自分ち(HP)の掲示板でクドリャフカの話題になった。
クドリャフカって言うのは、初めて宇宙へ行った地球生物である。
なにげに書いた話だったのだが、知っている人がいて嬉しかった。
ちなみにクドリャフカは人間ではなくて犬である。
ロシアで暮らしていたライカ犬だった。女の子であった。
ねぇ。みなさん。はじめての宇宙旅行体験をしたのは女性だったんですよ。
……犬だけど。
人類初の宇宙旅行なんだもの。成功するかどうかなんて誰にも分からない旅だった。
て・ゆ・か。最初から「帰り道」は用意されていない旅だったのだ。
スプートニク2号は、地球から飛び出して、宇宙を泳ぐだけで精一杯だったのだ。
クドリャフカは死ぬために宇宙へ行ったのだ。
まぁね。

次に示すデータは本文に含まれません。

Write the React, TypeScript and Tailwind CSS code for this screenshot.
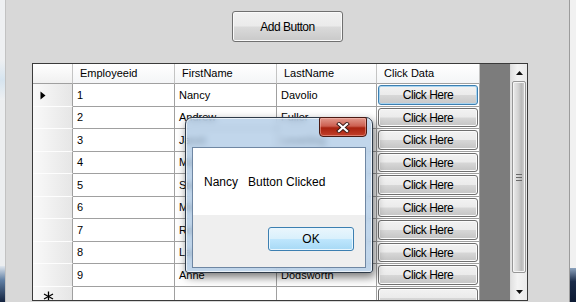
import React from "react";

const rows: [string, string, string][] = [
  ["1", "Nancy", "Davolio"],
  ["2", "Andrew", "Fuller"],
  ["3", "Janet", "Leverling"],
  ["4", "Margaret", "Peacock"],
  ["5", "Steven", "Buchanan"],
  ["6", "Michael", "Suyama"],
  ["7", "Robert", "King"],
  ["8", "Laura", "Callahan"],
  ["9", "Anne", "Dodsworth"],
];
const heights = ["h-[23px]", "h-[22px]", "h-[23px]", "h-[22px]", "h-[23px]", "h-[22px]", "h-[23px]", "h-[22px]", "h-[23px]"];

function GridButton({ label, focused }: { label?: string; focused?: boolean }) {
  return (
    <div className="w-[103px] shrink-0 border-r border-b border-[#a0a0a0] bg-white p-[1px] flex">
      <div
        className={
          "flex-1 rounded-[3px] border flex items-center justify-center text-[12px] tracking-[-0.5px] text-black " +
          (focused
            ? "border-[#3c7fb1] shadow-[inset_0_0_0_1px_#a9d4f0] bg-[linear-gradient(#f2f2f2_0%,#ebebeb_48%,#d7d7d7_52%,#c9c9c9_100%)]"
            : "border-[#6f6f6f] shadow-[inset_0_0_0_1px_#fbfbfb] bg-[linear-gradient(#f2f2f2_0%,#ebebeb_48%,#d7d7d7_52%,#c4c4c4_100%)]")
        }
      >
        {label}
      </div>
    </div>
  );
}

function RowHeader({ children, top }: { children?: React.ReactNode; top?: boolean }) {
  return (
    <div
      className={
        "w-[40px] shrink-0 border-r border-b border-r-[#a0a0a0] border-b-[#fdfdfd] bg-[linear-gradient(90deg,#f9f9f9,#e6e6e6)] flex pl-[7px] " +
        (top ? "items-start" : "items-center")
      }
    >
      {children}
    </div>
  );
}

function Cell({ w, children }: { w: string; children?: React.ReactNode }) {
  return (
    <div className={w + " shrink-0 border-r border-b border-[#a0a0a0] bg-white flex items-center pl-[4px] overflow-hidden whitespace-nowrap text-[11px]"}>
      {children}
    </div>
  );
}

function HeadCell({ w, children }: { w: string; children?: React.ReactNode }) {
  return (
    <div className={w + " shrink-0 border-r border-b border-r-[#c4c4c4] border-b-[#a0a0a0] bg-[linear-gradient(#ffffff,#f4f5f7)] flex items-center pl-[7px] whitespace-nowrap text-[11px]"}>
      {children}
    </div>
  );
}

export default function App() {
  return (
    <div className="w-[576px] h-[302px] overflow-hidden flex bg-[#d8d8d8] relative font-['Liberation_Sans',Arial,sans-serif] text-black">
      {/* left window frame */}
      <div className="w-[6px] shrink-0 flex flex-col border-r border-[#c2c2c2]">
        <div className="h-[60px] bg-[#eef0f2]" />
        <div className="h-[40px] bg-[linear-gradient(#eef0f2,#d6e4ef,#eef0f2)]" />
        <div className="flex-1 bg-[#eceef0]" />
        <div className="h-[36px] bg-[linear-gradient(#dfe6ee,#5f7ea3_40%,#13233f)]" />
      </div>

      {/* form body */}
      <div className="flex-1 flex flex-col pl-[26px]">
        <div className="h-[63px] flex items-start justify-center pt-[11px] -ml-[26px]">
          <div className="w-[111px] h-[31px] rounded-[3px] border border-[#707070] shadow-[inset_0_0_0_1px_#fafafa] bg-[linear-gradient(#f2f2f2_0%,#ebebeb_48%,#dadada_52%,#c9c9c9_100%)] flex items-center justify-center text-[12px] tracking-[-0.5px]">
            Add Button
          </div>
        </div>

        <div className="w-[496px] h-[238px] border border-[#3a3a3a] flex overflow-hidden">
          <div className="flex-1 bg-[#7c7c7c] flex flex-col overflow-hidden">
            <div className="flex h-[20px] shrink-0">
              <div className="w-[40px] shrink-0 border-r border-b border-r-[#c4c4c4] border-b-[#a0a0a0] bg-[linear-gradient(#ffffff,#f0f0f0)]" />
              <HeadCell w="w-[102px]">Employeeid</HeadCell>
              <HeadCell w="w-[102px]">FirstName</HeadCell>
              <HeadCell w="w-[100px]">LastName</HeadCell>
              <HeadCell w="w-[103px]">Click Data</HeadCell>
            </div>
            {rows.map((r, i) => (
              <div key={i} className={"flex shrink-0 " + heights[i]}>
                <RowHeader>
                  {i === 0 && (
                    <svg width="6" height="9" viewBox="0 0 6 9">
                      <path d="M0.5 0.5 L5.5 4.5 L0.5 8.5 Z" fill="#000" />
                    </svg>
                  )}
                </RowHeader>
                <Cell w="w-[102px]">{r[0]}</Cell>
                <Cell w="w-[102px]">{r[1]}</Cell>
                <Cell w="w-[100px]">{r[2]}</Cell>
                <GridButton label="Click Here" focused={i === 0} />
              </div>
            ))}
            <div className="flex shrink-0 h-[23px]">
              <RowHeader top>
                <svg width="11" height="11" viewBox="0 0 11 11" className="ml-[3px] mt-[4px]">
                  <g stroke="#000" strokeWidth="1.3">
                    <line x1="5.5" y1="0.5" x2="5.5" y2="10.5" />
                    <line x1="1" y1="3" x2="10" y2="8" />
                    <line x1="1" y1="8" x2="10" y2="3" />
                  </g>
                </svg>
              </RowHeader>
              <Cell w="w-[102px]" />
              <Cell w="w-[102px]" />
              <Cell w="w-[100px]" />
              <GridButton />
            </div>
          </div>

          {/* scrollbar */}
          <div className="w-[17px] shrink-0 flex flex-col bg-[linear-gradient(90deg,#e2e2e2,#f3f3f3_40%,#eaeaea)] border-l border-[#dcdcdc]">
            <div className="h-[17px] flex items-center justify-center">
              <svg width="7" height="4" viewBox="0 0 7 4">
                <path d="M0 4 L3.5 0 L7 4 Z" fill="#111" />
              </svg>
            </div>
            <div className="h-[192px] mx-[1px] rounded-[2px] border border-[#979797] shadow-[inset_0_0_0_1px_#f5f5f5] bg-[linear-gradient(90deg,#ececec,#d2d2d2_45%,#b9b9b9_70%,#d5d5d5)] flex flex-col items-center justify-center gap-[2px]">
              <div className="w-[6px] h-px bg-[#6a6a6a]" />
              <div className="w-[6px] h-px bg-[#6a6a6a]" />
              <div className="w-[6px] h-px bg-[#6a6a6a]" />
            </div>
            <div className="flex-1" />
            <div className="h-[17px] flex items-center justify-center">
              <svg width="7" height="4" viewBox="0 0 7 4">
                <path d="M0 0 L3.5 4 L7 0 Z" fill="#111" />
              </svg>
            </div>
          </div>
        </div>
      </div>

      {/* right frame */}
      <div className="w-px shrink-0 bg-[#9c9c9c]" />
      <div className="w-[6px] shrink-0 flex flex-col">
        <div className="flex-1 bg-[#f1f1f1]" />
        <div className="h-[34px] bg-[linear-gradient(#8da3be,#1a2b49_40%,#0d1a33)]" />
      </div>

      {/* message box */}
      <div className="absolute left-[185px] top-[117px] w-[188px] h-[156px] rounded-t-[7px] rounded-b-[3px] border border-[#2e3a48] bg-[#a7c5e3]/70 backdrop-blur-[3px] shadow-[inset_0_0_0_1px_rgba(255,255,255,0.65),2px_4px_10px_rgba(0,0,0,0.55)] flex flex-col px-[6px] pb-[4px]">
        <div className="h-[29px] shrink-0 relative">
          <div className="absolute right-[-1px] top-[-1px] w-[48px] h-[20px] rounded-b-[4px] rounded-t-[2px] border border-[#4a1912] shadow-[inset_0_0_0_1px_rgba(255,200,190,0.45)] bg-[linear-gradient(#e29a8d_0%,#cc5f50_45%,#a8220f_55%,#c2402b_100%)] flex items-center justify-center">
            <svg width="14" height="11" viewBox="0 0 14 11">
              <g strokeLinecap="square">
                <path d="M3 2 L11 9 M11 2 L3 9" stroke="#3a1a16" strokeWidth="4" />
                <path d="M3 2 L11 9 M11 2 L3 9" stroke="#ffffff" strokeWidth="2.2" />
              </g>
            </svg>
          </div>
        </div>
        <div className="flex-1 border border-[#6f87a3] bg-white flex flex-col">
          <div className="flex-1 flex items-center pl-[11px] text-[12px] whitespace-pre">Nancy   Button Clicked</div>
          <div className="h-[52px] shrink-0 bg-[#efefef] flex justify-end items-start pt-[12px] pr-[11px]">
            <div className="w-[86px] h-[24px] rounded-[3px] border border-[#3c7fb1] shadow-[inset_0_0_0_1px_#e8f6fe] bg-[linear-gradient(#eaf6fd_0%,#d9f0fc_48%,#bee6fd_52%,#a7d9f5_100%)] flex items-center justify-center text-[12px]">
              OK
            </div>
          </div>
        </div>
      </div>
    </div>
  );
}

特攻隊とか、自爆テロなんかも「死ぬための目的」て感じなので
クドリャフカの犬生が、取り立てて不幸だとは言えないような気もする。
世の中には、彼女よりも不幸な犬がいるかも知れないのだし。
だけど私は、彼女のことを考えると、泣きたいような気持ちになってしまうのだ。
訴える術を持たないクドリャフカは狭い宇宙船の中で
1人ぼっちで、なにを考えていたのだろうなぁ……とか
そ・ゆ・ことを、思ってしまったりするのだ。
犬好きだから……とか、動物好きだから……て訳ではなくて
彼女は、なんの因果で、そんなとこで死ななきゃいけなかったのか。
「死ぬ時は畳の上で」ではないけれど「犬小屋で死にたい」とか
そ・ゆ・ささやかな幸せもなかったのだと思うだに切ないのだ。
クドリャフカの人生は、あまりにも悲劇的ではあるけれども
人間の一生も、クドリャフカの人生と、少し似ているように思ったりもする。
個人の意思とか、努力とか、そういうものとは関係なしに
乗っていかねばならないことが、あったりするとか、そう言う部分で。
ただ人間は、ライカ犬ではないので
自分の気持ちを訴えたり、伝えたりできる分だけラッキーだけど。
余談ではいるけれど、クドリャフカは打ち上げから数時間のには死んでいたらしい。
打ち上げ直後から衛星内の温度と湿度が上昇して
5〜7時間後にはライフサインがなくなっていたそうな。
ゆえに、案外、寂しかったり、切なかったりはしなかったのかも知れない。
そりゃあ……まぁ……拷問されて死んだも同然ではあるのだけれど
私などがクドリャフカを偲んで感じるセンチメンタルとは
ほど遠い最後を迎えたようである。
犬も人間も、その真実を、そう簡単には、はかれないと言うことか?
それとも「何を感じ・考える」のかが大切なのか?
その辺のことは、ちびりちびりと考えてみるということで
今日の日記は、これにてオシマイ。